▶ _EXERCISE DESCRIPTION_
Exclude the pictures, then copy word for word the lines running from the beginning of the records through the line with "in exact form.</div>".
------------------------------------------------------------------------
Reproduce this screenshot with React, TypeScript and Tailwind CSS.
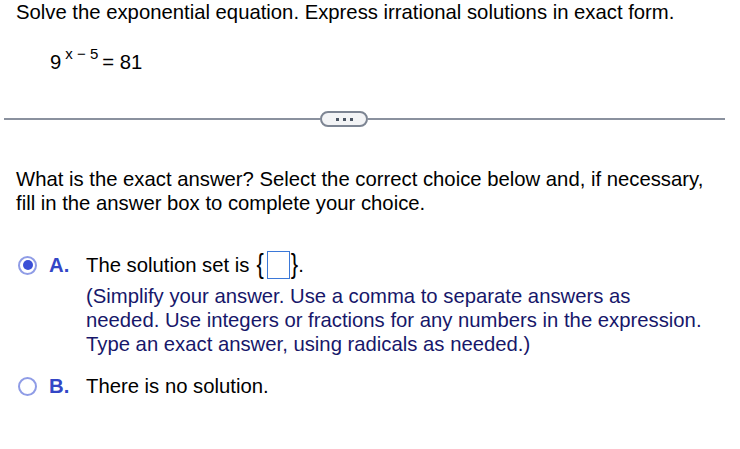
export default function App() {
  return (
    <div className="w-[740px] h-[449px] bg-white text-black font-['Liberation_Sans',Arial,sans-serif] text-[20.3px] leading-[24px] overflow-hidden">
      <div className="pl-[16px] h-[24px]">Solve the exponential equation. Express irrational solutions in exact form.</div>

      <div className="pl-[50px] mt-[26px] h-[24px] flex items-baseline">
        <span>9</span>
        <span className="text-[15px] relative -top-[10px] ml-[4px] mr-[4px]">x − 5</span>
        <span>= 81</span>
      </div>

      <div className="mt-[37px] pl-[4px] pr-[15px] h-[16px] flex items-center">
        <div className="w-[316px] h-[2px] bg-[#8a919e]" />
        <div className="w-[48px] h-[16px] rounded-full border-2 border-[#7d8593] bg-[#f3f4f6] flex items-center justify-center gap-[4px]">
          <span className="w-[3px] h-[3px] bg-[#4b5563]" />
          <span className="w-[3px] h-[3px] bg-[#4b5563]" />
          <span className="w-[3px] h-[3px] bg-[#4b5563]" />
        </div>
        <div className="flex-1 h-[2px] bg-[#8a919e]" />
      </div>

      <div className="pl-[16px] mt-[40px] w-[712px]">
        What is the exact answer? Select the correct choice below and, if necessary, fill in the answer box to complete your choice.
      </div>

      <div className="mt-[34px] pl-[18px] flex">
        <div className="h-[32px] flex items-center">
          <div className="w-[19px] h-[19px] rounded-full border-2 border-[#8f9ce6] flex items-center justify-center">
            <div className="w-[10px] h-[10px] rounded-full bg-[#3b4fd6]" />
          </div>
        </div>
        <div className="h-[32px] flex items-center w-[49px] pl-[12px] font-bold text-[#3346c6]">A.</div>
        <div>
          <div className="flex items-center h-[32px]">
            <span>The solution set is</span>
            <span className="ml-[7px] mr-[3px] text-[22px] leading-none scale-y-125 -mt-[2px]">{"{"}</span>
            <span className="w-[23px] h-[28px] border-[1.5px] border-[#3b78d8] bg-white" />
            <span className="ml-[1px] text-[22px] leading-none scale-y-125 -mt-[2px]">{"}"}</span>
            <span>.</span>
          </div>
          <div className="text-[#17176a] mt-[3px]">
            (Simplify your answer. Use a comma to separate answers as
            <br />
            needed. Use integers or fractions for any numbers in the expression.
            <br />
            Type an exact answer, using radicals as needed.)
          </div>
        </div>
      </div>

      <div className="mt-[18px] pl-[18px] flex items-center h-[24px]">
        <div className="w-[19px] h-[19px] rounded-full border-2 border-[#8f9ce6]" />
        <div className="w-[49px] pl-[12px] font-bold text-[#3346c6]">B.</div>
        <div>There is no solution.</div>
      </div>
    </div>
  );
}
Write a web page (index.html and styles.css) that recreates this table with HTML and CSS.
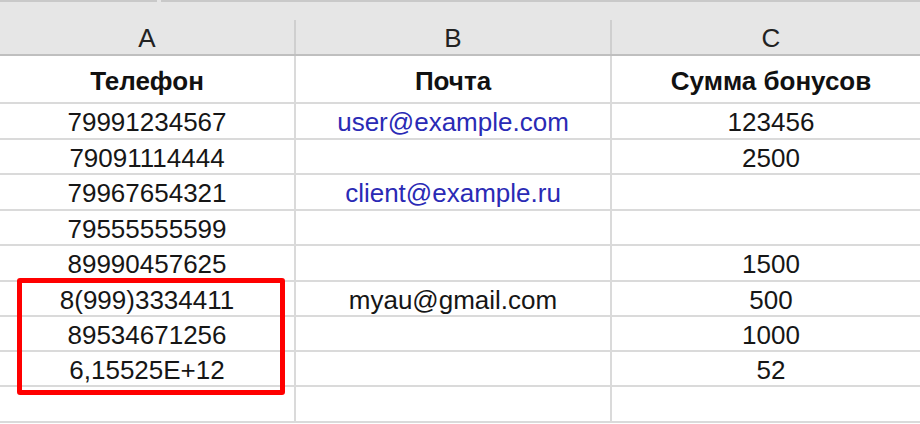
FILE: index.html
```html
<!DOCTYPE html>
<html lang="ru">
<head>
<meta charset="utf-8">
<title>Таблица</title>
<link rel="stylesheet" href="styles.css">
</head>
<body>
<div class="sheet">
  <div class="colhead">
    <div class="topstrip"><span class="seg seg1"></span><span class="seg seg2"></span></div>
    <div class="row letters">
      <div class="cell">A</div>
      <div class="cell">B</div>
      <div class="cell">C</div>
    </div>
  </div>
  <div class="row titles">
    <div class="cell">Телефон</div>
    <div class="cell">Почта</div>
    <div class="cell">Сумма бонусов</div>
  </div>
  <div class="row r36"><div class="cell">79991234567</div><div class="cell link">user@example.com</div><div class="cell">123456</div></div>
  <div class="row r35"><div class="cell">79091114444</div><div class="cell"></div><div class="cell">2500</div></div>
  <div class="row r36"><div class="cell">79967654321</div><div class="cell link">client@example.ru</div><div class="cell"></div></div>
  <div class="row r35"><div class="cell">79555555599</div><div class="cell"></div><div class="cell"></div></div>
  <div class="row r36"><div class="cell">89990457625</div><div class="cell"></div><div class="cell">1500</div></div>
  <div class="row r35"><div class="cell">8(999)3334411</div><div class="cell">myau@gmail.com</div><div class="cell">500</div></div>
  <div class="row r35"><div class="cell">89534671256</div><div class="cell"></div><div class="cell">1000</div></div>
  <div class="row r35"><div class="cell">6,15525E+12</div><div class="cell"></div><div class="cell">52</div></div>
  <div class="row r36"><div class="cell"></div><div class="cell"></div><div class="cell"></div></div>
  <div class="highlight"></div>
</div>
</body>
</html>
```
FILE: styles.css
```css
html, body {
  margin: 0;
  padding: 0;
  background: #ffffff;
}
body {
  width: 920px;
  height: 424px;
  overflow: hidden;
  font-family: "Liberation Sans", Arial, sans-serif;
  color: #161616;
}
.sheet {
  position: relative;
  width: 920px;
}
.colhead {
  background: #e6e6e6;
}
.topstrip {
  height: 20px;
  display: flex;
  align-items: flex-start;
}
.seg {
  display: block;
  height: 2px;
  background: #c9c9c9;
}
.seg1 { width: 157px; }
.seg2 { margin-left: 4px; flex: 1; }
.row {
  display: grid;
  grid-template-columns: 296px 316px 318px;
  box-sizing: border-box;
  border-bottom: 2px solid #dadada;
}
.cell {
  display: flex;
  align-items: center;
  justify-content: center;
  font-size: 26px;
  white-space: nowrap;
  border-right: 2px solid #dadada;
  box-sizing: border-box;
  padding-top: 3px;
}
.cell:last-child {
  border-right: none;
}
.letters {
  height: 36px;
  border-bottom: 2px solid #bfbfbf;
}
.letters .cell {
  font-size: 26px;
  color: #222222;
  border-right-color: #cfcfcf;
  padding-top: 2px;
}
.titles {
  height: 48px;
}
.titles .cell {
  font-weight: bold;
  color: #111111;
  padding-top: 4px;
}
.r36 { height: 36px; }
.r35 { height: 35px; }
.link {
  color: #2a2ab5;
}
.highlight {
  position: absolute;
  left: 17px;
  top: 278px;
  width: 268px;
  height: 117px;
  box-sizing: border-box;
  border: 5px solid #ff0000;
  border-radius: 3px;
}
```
------------------------------------------------------------------------
▶ _ANSWER IN FULL_
Reproduce this screenshot with React, TypeScript and Tailwind CSS.
export default function App() {
  return (
    <div className="w-[740px] h-[449px] bg-white text-black font-['Liberation_Sans',Arial,sans-serif] text-[20.3px] leading-[24px] overflow-hidden">
      <div className="pl-[16px] h-[24px]">Solve the exponential equation. Express irrational solutions in exact form.</div>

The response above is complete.